**What this task involves**
Transcribe the listing below word for word.

============

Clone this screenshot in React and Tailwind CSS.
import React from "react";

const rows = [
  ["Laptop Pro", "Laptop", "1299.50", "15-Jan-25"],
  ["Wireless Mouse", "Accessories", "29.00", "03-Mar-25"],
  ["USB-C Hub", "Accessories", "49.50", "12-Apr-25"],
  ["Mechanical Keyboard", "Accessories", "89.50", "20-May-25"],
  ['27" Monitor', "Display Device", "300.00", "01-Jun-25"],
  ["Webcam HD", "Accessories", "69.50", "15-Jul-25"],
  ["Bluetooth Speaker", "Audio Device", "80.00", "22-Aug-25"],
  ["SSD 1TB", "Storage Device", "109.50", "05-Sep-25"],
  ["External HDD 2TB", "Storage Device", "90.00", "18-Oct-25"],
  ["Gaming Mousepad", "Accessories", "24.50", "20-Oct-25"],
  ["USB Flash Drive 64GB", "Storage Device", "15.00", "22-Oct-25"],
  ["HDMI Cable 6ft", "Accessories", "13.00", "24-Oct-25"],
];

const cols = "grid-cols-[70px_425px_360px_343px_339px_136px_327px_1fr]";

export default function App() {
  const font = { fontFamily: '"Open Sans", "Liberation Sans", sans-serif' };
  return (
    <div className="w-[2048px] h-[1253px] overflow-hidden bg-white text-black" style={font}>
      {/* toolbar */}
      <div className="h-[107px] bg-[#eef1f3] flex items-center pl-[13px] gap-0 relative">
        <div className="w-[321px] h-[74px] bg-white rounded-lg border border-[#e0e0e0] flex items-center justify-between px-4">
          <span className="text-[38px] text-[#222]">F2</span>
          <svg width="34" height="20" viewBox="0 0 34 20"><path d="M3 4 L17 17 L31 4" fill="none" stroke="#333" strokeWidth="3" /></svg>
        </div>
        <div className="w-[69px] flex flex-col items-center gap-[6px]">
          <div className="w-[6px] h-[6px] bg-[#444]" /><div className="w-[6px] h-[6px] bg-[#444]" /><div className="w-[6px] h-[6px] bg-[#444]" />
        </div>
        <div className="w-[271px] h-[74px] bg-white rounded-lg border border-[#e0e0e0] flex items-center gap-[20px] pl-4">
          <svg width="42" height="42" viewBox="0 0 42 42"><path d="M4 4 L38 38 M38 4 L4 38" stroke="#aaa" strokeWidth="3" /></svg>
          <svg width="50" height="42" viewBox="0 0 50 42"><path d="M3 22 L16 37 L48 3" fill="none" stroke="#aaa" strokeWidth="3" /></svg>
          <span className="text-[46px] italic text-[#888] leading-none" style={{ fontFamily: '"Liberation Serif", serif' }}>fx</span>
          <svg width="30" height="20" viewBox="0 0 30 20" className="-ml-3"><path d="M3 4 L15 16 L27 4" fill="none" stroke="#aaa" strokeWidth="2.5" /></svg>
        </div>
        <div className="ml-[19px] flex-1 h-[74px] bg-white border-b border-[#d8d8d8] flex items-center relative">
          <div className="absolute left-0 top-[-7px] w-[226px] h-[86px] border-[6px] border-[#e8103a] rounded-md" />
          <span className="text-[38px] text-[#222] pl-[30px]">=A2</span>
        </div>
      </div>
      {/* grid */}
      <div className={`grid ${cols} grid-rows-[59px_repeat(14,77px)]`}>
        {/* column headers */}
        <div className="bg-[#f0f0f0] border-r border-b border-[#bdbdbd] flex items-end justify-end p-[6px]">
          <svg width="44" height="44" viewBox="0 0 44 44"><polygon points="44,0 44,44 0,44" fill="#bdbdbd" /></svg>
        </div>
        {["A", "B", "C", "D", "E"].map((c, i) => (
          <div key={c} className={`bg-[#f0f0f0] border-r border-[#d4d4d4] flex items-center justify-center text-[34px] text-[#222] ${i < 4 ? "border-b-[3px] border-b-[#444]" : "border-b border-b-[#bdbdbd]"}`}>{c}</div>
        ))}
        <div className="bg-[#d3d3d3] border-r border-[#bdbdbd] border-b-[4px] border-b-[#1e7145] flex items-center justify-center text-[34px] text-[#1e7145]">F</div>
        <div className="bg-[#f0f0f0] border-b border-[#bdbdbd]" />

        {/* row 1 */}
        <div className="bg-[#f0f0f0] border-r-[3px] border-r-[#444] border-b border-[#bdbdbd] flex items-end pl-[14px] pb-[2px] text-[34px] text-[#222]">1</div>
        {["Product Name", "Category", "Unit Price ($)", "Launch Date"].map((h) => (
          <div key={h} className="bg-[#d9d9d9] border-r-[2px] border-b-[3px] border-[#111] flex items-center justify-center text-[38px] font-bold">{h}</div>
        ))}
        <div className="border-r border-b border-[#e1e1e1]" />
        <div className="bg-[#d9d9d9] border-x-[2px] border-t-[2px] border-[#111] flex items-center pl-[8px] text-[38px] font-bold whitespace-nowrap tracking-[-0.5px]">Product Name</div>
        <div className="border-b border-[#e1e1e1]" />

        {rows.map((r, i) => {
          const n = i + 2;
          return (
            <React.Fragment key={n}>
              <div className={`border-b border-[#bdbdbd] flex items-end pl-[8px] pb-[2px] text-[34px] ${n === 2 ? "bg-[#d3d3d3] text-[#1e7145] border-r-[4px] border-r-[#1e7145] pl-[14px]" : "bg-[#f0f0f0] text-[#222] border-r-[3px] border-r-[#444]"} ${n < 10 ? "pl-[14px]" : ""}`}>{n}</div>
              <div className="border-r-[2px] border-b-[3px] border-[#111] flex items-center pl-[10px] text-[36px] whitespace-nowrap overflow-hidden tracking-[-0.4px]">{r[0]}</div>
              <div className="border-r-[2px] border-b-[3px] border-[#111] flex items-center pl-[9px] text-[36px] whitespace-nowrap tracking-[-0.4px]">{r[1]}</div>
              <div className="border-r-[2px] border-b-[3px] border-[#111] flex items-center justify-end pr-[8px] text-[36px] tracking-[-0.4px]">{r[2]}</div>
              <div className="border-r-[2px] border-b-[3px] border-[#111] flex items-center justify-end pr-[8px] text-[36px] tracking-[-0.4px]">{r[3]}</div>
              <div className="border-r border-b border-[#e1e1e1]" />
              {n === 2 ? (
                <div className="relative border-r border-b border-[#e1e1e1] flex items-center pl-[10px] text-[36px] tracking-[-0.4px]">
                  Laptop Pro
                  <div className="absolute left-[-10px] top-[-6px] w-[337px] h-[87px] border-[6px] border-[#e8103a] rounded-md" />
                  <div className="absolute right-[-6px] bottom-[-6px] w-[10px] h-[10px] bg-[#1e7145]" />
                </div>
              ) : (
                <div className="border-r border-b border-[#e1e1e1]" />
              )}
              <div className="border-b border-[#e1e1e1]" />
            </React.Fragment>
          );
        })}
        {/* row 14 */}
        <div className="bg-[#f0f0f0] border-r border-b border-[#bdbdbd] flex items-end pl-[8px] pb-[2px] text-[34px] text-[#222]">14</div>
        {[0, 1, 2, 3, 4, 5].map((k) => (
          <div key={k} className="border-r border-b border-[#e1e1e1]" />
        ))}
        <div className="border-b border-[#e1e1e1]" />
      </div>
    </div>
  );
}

============

**Complete answer**
Clone this screenshot in React and Tailwind CSS.
import React from "react";

const rows = [
  ["Laptop Pro", "Laptop", "1299.50", "15-Jan-25"],
  ["Wireless Mouse", "Accessories", "29.00", "03-Mar-25"],
  ["USB-C Hub", "Accessories", "49.50", "12-Apr-25"],
  ["Mechanical Keyboard", "Accessories", "89.50", "20-May-25"],
  ['27" Monitor', "Display Device", "300.00", "01-Jun-25"],
  ["Webcam HD", "Accessories", "69.50", "15-Jul-25"],
  ["Bluetooth Speaker", "Audio Device", "80.00", "22-Aug-25"],
  ["SSD 1TB", "Storage Device", "109.50", "05-Sep-25"],
  ["External HDD 2TB", "Storage Device", "90.00", "18-Oct-25"],
  ["Gaming Mousepad", "Accessories", "24.50", "20-Oct-25"],
  ["USB Flash Drive 64GB", "Storage Device", "15.00", "22-Oct-25"],
  ["HDMI Cable 6ft", "Accessories", "13.00", "24-Oct-25"],
];

const cols = "grid-cols-[70px_425px_360px_343px_339px_136px_327px_1fr]";

export default function App() {
  const font = { fontFamily: '"Open Sans", "Liberation Sans", sans-serif' };
  return (
    <div className="w-[2048px] h-[1253px] overflow-hidden bg-white text-black" style={font}>
      {/* toolbar */}
      <div className="h-[107px] bg-[#eef1f3] flex items-center pl-[13px] gap-0 relative">
        <div className="w-[321px] h-[74px] bg-white rounded-lg border border-[#e0e0e0] flex items-center justify-between px-4">
          <span className="text-[38px] text-[#222]">F2</span>
          <svg width="34" height="20" viewBox="0 0 34 20"><path d="M3 4 L17 17 L31 4" fill="none" stroke="#333" strokeWidth="3" /></svg>
        </div>
        <div className="w-[69px] flex flex-col items-center gap-[6px]">
          <div className="w-[6px] h-[6px] bg-[#444]" /><div className="w-[6px] h-[6px] bg-[#444]" /><div className="w-[6px] h-[6px] bg-[#444]" />
        </div>
        <div className="w-[271px] h-[74px] bg-white rounded-lg border border-[#e0e0e0] flex items-center gap-[20px] pl-4">
          <svg width="42" height="42" viewBox="0 0 42 42"><path d="M4 4 L38 38 M38 4 L4 38" stroke="#aaa" strokeWidth="3" /></svg>
          <svg width="50" height="42" viewBox="0 0 50 42"><path d="M3 22 L16 37 L48 3" fill="none" stroke="#aaa" strokeWidth="3" /></svg>
          <span className="text-[46px] italic text-[#888] leading-none" style={{ fontFamily: '"Liberation Serif", serif' }}>fx</span>
          <svg width="30" height="20" viewBox="0 0 30 20" className="-ml-3"><path d="M3 4 L15 16 L27 4" fill="none" stroke="#aaa" strokeWidth="2.5" /></svg>
        </div>
        <div className="ml-[19px] flex-1 h-[74px] bg-white border-b border-[#d8d8d8] flex items-center relative">
          <div className="absolute left-0 top-[-7px] w-[226px] h-[86px] border-[6px] border-[#e8103a] rounded-md" />
          <span className="text-[38px] text-[#222] pl-[30px]">=A2</span>
        </div>
      </div>
      {/* grid */}
      <div className={`grid ${cols} grid-rows-[59px_repeat(14,77px)]`}>
        {/* column headers */}
        <div className="bg-[#f0f0f0] border-r border-b border-[#bdbdbd] flex items-end justify-end p-[6px]">
          <svg width="44" height="44" viewBox="0 0 44 44"><polygon points="44,0 44,44 0,44" fill="#bdbdbd" /></svg>
        </div>
        {["A", "B", "C", "D", "E"].map((c, i) => (
          <div key={c} className={`bg-[#f0f0f0] border-r border-[#d4d4d4] flex items-center justify-center text-[34px] text-[#222] ${i < 4 ? "border-b-[3px] border-b-[#444]" : "border-b border-b-[#bdbdbd]"}`}>{c}</div>
        ))}
        <div className="bg-[#d3d3d3] border-r border-[#bdbdbd] border-b-[4px] border-b-[#1e7145] flex items-center justify-center text-[34px] text-[#1e7145]">F</div>
        <div className="bg-[#f0f0f0] border-b border-[#bdbdbd]" />

        {/* row 1 */}
        <div className="bg-[#f0f0f0] border-r-[3px] border-r-[#444] border-b border-[#bdbdbd] flex items-end pl-[14px] pb-[2px] text-[34px] text-[#222]">1</div>
        {["Product Name", "Category", "Unit Price ($)", "Launch Date"].map((h) => (
          <div key={h} className="bg-[#d9d9d9] border-r-[2px] border-b-[3px] border-[#111] flex items-center justify-center text-[38px] font-bold">{h}</div>
        ))}
        <div className="border-r border-b border-[#e1e1e1]" />
        <div className="bg-[#d9d9d9] border-x-[2px] border-t-[2px] border-[#111] flex items-center pl-[8px] text-[38px] font-bold whitespace-nowrap tracking-[-0.5px]">Product Name</div>
        <div className="border-b border-[#e1e1e1]" />

        {rows.map((r, i) => {
          const n = i + 2;
          return (
            <React.Fragment key={n}>
              <div className={`border-b border-[#bdbdbd] flex items-end pl-[8px] pb-[2px] text-[34px] ${n === 2 ? "bg-[#d3d3d3] text-[#1e7145] border-r-[4px] border-r-[#1e7145] pl-[14px]" : "bg-[#f0f0f0] text-[#222] border-r-[3px] border-r-[#444]"} ${n < 10 ? "pl-[14px]" : ""}`}>{n}</div>
              <div className="border-r-[2px] border-b-[3px] border-[#111] flex items-center pl-[10px] text-[36px] whitespace-nowrap overflow-hidden tracking-[-0.4px]">{r[0]}</div>
              <div className="border-r-[2px] border-b-[3px] border-[#111] flex items-center pl-[9px] text-[36px] whitespace-nowrap tracking-[-0.4px]">{r[1]}</div>
              <div className="border-r-[2px] border-b-[3px] border-[#111] flex items-center justify-end pr-[8px] text-[36px] tracking-[-0.4px]">{r[2]}</div>
              <div className="border-r-[2px] border-b-[3px] border-[#111] flex items-center justify-end pr-[8px] text-[36px] tracking-[-0.4px]">{r[3]}</div>
              <div className="border-r border-b border-[#e1e1e1]" />
              {n === 2 ? (
                <div className="relative border-r border-b border-[#e1e1e1] flex items-center pl-[10px] text-[36px] tracking-[-0.4px]">
                  Laptop Pro
                  <div className="absolute left-[-10px] top-[-6px] w-[337px] h-[87px] border-[6px] border-[#e8103a] rounded-md" />
                  <div className="absolute right-[-6px] bottom-[-6px] w-[10px] h-[10px] bg-[#1e7145]" />
                </div>
              ) : (
                <div className="border-r border-b border-[#e1e1e1]" />
              )}
              <div className="border-b border-[#e1e1e1]" />
            </React.Fragment>
          );
        })}
        {/* row 14 */}
        <div className="bg-[#f0f0f0] border-r border-b border-[#bdbdbd] flex items-end pl-[8px] pb-[2px] text-[34px] text-[#222]">14</div>
        {[0, 1, 2, 3, 4, 5].map((k) => (
          <div key={k} className="border-r border-b border-[#e1e1e1]" />
        ))}
        <div className="border-b border-[#e1e1e1]" />
      </div>
    </div>
  );
}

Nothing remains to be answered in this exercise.